# Prompt:
Repeat every record below exactly, leaving out the pictures.

Some records:
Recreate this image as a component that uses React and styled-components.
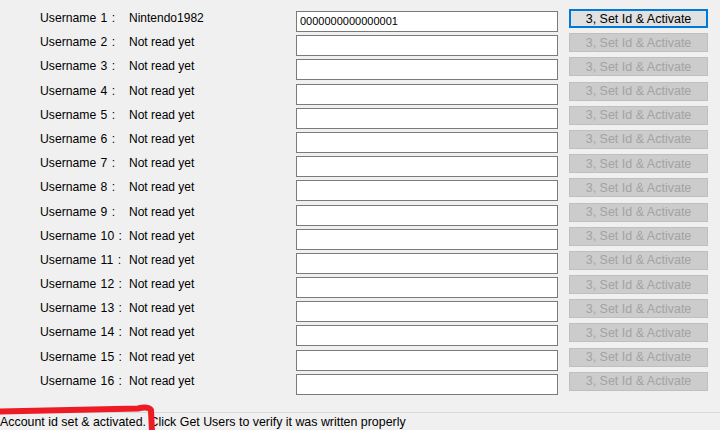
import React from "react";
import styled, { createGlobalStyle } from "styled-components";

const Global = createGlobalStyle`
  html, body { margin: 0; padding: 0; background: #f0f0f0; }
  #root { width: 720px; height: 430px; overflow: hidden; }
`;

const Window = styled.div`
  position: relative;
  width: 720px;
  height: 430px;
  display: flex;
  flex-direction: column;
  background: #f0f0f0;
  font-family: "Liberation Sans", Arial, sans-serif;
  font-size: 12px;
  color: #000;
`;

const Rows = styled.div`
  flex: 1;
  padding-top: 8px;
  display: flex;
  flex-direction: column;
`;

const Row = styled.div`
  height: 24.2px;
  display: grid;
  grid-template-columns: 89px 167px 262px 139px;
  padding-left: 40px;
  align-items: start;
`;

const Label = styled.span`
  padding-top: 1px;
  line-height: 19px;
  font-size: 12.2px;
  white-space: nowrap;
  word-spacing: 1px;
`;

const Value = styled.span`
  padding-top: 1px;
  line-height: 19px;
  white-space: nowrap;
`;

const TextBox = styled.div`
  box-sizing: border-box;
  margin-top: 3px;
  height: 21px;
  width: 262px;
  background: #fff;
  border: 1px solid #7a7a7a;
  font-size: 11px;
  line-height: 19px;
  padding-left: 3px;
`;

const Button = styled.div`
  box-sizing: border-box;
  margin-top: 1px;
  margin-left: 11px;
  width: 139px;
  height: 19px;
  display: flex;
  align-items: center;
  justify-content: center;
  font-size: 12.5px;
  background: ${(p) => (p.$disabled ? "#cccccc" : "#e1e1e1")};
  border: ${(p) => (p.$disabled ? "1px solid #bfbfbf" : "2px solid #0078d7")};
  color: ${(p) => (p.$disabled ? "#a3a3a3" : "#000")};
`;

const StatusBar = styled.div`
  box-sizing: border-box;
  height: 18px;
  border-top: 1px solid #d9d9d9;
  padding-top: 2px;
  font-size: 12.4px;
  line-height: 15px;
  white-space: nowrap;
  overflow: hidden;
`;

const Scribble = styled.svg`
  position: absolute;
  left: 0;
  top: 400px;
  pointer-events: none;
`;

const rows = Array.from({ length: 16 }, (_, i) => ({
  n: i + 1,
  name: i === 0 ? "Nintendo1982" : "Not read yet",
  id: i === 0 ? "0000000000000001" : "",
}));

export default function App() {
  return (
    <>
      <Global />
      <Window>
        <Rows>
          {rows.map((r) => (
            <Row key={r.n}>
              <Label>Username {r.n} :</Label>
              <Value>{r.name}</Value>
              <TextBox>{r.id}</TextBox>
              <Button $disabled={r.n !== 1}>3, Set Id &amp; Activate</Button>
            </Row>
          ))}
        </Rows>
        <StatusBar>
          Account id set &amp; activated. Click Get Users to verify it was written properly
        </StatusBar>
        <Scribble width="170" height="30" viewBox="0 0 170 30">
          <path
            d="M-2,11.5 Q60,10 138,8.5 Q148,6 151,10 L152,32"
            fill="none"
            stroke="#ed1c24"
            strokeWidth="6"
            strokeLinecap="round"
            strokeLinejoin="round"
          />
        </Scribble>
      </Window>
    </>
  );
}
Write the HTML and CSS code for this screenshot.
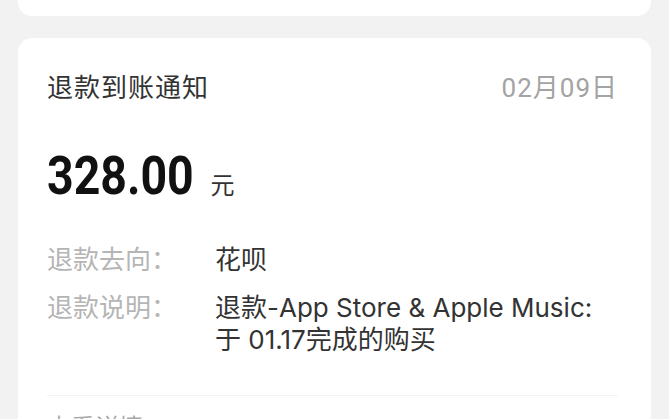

# Solved exercise:
Recreate this image as a component that uses React and styled-components.
import React from "react";
import styled, { createGlobalStyle } from "styled-components";

const Global = createGlobalStyle`
  html, body { margin: 0; padding: 0; background: #f0f0f0; }
  #root { width: 720px; height: 430px; overflow: hidden; }
`;

const Window = styled.div`
  position: relative;
  width: 720px;
  height: 430px;
  display: flex;
  flex-direction: column;
  background: #f0f0f0;
  font-family: "Liberation Sans", Arial, sans-serif;
  font-size: 12px;
  color: #000;
`;

const Rows = styled.div`
  flex: 1;
  padding-top: 8px;
  display: flex;
  flex-direction: column;
`;

const Row = styled.div`
  height: 24.2px;
  display: grid;
  grid-template-columns: 89px 167px 262px 139px;
  padding-left: 40px;
  align-items: start;
`;

const Label = styled.span`
  padding-top: 1px;
  line-height: 19px;
  font-size: 12.2px;
  white-space: nowrap;
  word-spacing: 1px;
`;

const Value = styled.span`
  padding-top: 1px;
  line-height: 19px;
  white-space: nowrap;
`;

const TextBox = styled.div`
  box-sizing: border-box;
  margin-top: 3px;
  height: 21px;
  width: 262px;
  background: #fff;
  border: 1px solid #7a7a7a;
  font-size: 11px;
  line-height: 19px;
  padding-left: 3px;
`;

const Button = styled.div`
  box-sizing: border-box;
  margin-top: 1px;
  margin-left: 11px;
  width: 139px;
  height: 19px;
  display: flex;
  align-items: center;
  justify-content: center;
  font-size: 12.5px;
  background: ${(p) => (p.$disabled ? "#cccccc" : "#e1e1e1")};
  border: ${(p) => (p.$disabled ? "1px solid #bfbfbf" : "2px solid #0078d7")};
  color: ${(p) => (p.$disabled ? "#a3a3a3" : "#000")};
`;

const StatusBar = styled.div`
  box-sizing: border-box;
  height: 18px;
  border-top: 1px solid #d9d9d9;
  padding-top: 2px;
  font-size: 12.4px;
  line-height: 15px;
  white-space: nowrap;
  overflow: hidden;
`;

const Scribble = styled.svg`
  position: absolute;
  left: 0;
  top: 400px;
  pointer-events: none;
`;

const rows = Array.from({ length: 16 }, (_, i) => ({
  n: i + 1,
  name: i === 0 ? "Nintendo1982" : "Not read yet",
  id: i === 0 ? "0000000000000001" : "",
}));

export default function App() {
  return (
    <>
      <Global />
      <Window>
        <Rows>
          {rows.map((r) => (
            <Row key={r.n}>
              <Label>Username {r.n} :</Label>
              <Value>{r.name}</Value>
              <TextBox>{r.id}</TextBox>
              <Button $disabled={r.n !== 1}>3, Set Id &amp; Activate</Button>
            </Row>
          ))}
        </Rows>
        <StatusBar>
          Account id set &amp; activated. Click Get Users to verify it was written properly
        </StatusBar>
        <Scribble width="170" height="30" viewBox="0 0 170 30">
          <path
            d="M-2,11.5 Q60,10 138,8.5 Q148,6 151,10 L152,32"
            fill="none"
            stroke="#ed1c24"
            strokeWidth="6"
            strokeLinecap="round"
            strokeLinejoin="round"
          />
        </Scribble>
      </Window>
    </>
  );
}
Write the HTML and CSS code for this screenshot.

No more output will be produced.